To put the above comments in rather simpler language, instead of thinking about hitting, think about missing.
If you’re rolling 3 6-sided dice and hitting on a 1 or a 2, you have a chance per die of missing of 4/6 (rolls of 3, 4, 5, 6), which reduces to 2/3. So, for all to miss, the chance is 2/3 x 2/3 x 2/3 = 8/27. Thus the chance of at least one hitting is 1 - (8/27) or roughly 2/3.
Thanks for all the responses. I’ve been away so haven’t had a chance to respond in kind. Your questions about my intent have made me reexamine what exactly I’m trying to estimate. Ultimately, I want to quickly estimate the odds of winning an engagement but I’m thinking that’s gonna be pretty hard to do. For those interested here are the details of a battle:
Each fighting unit has a Speed (A,B,C), a Strength (1-4), and an Attack (1-4) Value.
Speed determines who rolls first. A units roll before B, etc… Defender rolls A’s before Attacker rolls A’s,etc…
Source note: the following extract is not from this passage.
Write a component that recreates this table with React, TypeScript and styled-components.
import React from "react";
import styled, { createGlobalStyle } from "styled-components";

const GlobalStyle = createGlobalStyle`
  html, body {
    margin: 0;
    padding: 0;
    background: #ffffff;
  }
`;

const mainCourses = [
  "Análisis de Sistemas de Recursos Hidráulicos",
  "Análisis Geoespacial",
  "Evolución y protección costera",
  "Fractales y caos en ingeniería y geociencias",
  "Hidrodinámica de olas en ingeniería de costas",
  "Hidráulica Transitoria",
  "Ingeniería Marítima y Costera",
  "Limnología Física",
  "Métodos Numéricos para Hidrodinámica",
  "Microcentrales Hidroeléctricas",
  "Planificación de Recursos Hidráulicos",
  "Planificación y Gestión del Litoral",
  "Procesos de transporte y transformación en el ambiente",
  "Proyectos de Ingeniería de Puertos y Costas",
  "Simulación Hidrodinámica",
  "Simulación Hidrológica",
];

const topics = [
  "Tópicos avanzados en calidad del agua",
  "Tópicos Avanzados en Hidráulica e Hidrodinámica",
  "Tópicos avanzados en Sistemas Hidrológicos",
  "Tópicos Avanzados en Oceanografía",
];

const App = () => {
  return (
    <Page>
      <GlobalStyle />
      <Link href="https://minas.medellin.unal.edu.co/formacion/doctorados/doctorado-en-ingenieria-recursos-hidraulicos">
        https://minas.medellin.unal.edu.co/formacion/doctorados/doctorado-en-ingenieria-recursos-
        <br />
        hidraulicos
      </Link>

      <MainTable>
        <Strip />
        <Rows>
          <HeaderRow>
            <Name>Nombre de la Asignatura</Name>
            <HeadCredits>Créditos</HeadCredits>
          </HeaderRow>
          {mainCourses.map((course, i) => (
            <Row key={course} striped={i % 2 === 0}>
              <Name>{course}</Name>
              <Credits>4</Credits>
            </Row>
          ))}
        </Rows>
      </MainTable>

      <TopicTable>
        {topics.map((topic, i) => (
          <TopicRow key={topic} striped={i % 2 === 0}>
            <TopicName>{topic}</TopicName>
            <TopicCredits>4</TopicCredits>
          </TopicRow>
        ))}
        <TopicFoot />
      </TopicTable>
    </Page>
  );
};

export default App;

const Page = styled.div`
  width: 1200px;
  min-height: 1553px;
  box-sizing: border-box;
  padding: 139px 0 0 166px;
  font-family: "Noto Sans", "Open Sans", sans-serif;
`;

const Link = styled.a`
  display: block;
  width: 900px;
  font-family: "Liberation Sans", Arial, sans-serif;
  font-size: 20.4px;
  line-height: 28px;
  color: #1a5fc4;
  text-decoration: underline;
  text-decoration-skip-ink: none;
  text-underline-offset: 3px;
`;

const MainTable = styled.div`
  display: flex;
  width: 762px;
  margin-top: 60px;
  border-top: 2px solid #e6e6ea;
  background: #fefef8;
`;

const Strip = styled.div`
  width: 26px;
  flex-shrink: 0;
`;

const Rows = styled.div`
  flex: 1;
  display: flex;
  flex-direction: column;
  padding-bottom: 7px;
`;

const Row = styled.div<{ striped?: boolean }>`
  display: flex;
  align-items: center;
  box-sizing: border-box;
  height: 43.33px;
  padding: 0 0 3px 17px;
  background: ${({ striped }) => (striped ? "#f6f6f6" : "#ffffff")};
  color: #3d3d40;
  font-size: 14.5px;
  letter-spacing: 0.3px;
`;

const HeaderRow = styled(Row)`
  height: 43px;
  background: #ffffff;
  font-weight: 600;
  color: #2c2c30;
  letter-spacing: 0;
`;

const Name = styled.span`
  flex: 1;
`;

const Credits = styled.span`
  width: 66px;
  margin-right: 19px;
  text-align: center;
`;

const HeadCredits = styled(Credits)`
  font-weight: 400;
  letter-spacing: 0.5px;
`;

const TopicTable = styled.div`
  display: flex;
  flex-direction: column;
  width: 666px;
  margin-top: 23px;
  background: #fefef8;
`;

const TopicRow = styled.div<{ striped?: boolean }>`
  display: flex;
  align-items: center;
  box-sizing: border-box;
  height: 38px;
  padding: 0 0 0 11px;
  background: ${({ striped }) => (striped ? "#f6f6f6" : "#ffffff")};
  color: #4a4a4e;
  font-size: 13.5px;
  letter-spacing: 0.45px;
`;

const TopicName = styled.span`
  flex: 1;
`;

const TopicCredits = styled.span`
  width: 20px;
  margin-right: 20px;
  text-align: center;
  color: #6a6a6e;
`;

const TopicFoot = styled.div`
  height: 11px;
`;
Strength determines how many die are rolled.
Attack determines the maximum value that will score a hit.
Each hit reduces the strength (die rolls) of the enemy unit with the highest current strength by one. The defender has a significant advantage since he will roll first on Speed ties and therefore have a chance to reduce the number of enemy die on the return attack.
Typically there will be 3 units per side in any battle.
I was thinking something along the lines of giving a numerical value to Speed and creating a function that gives an overall strength of a piece. It would certainly be rough, but at least it would be objective.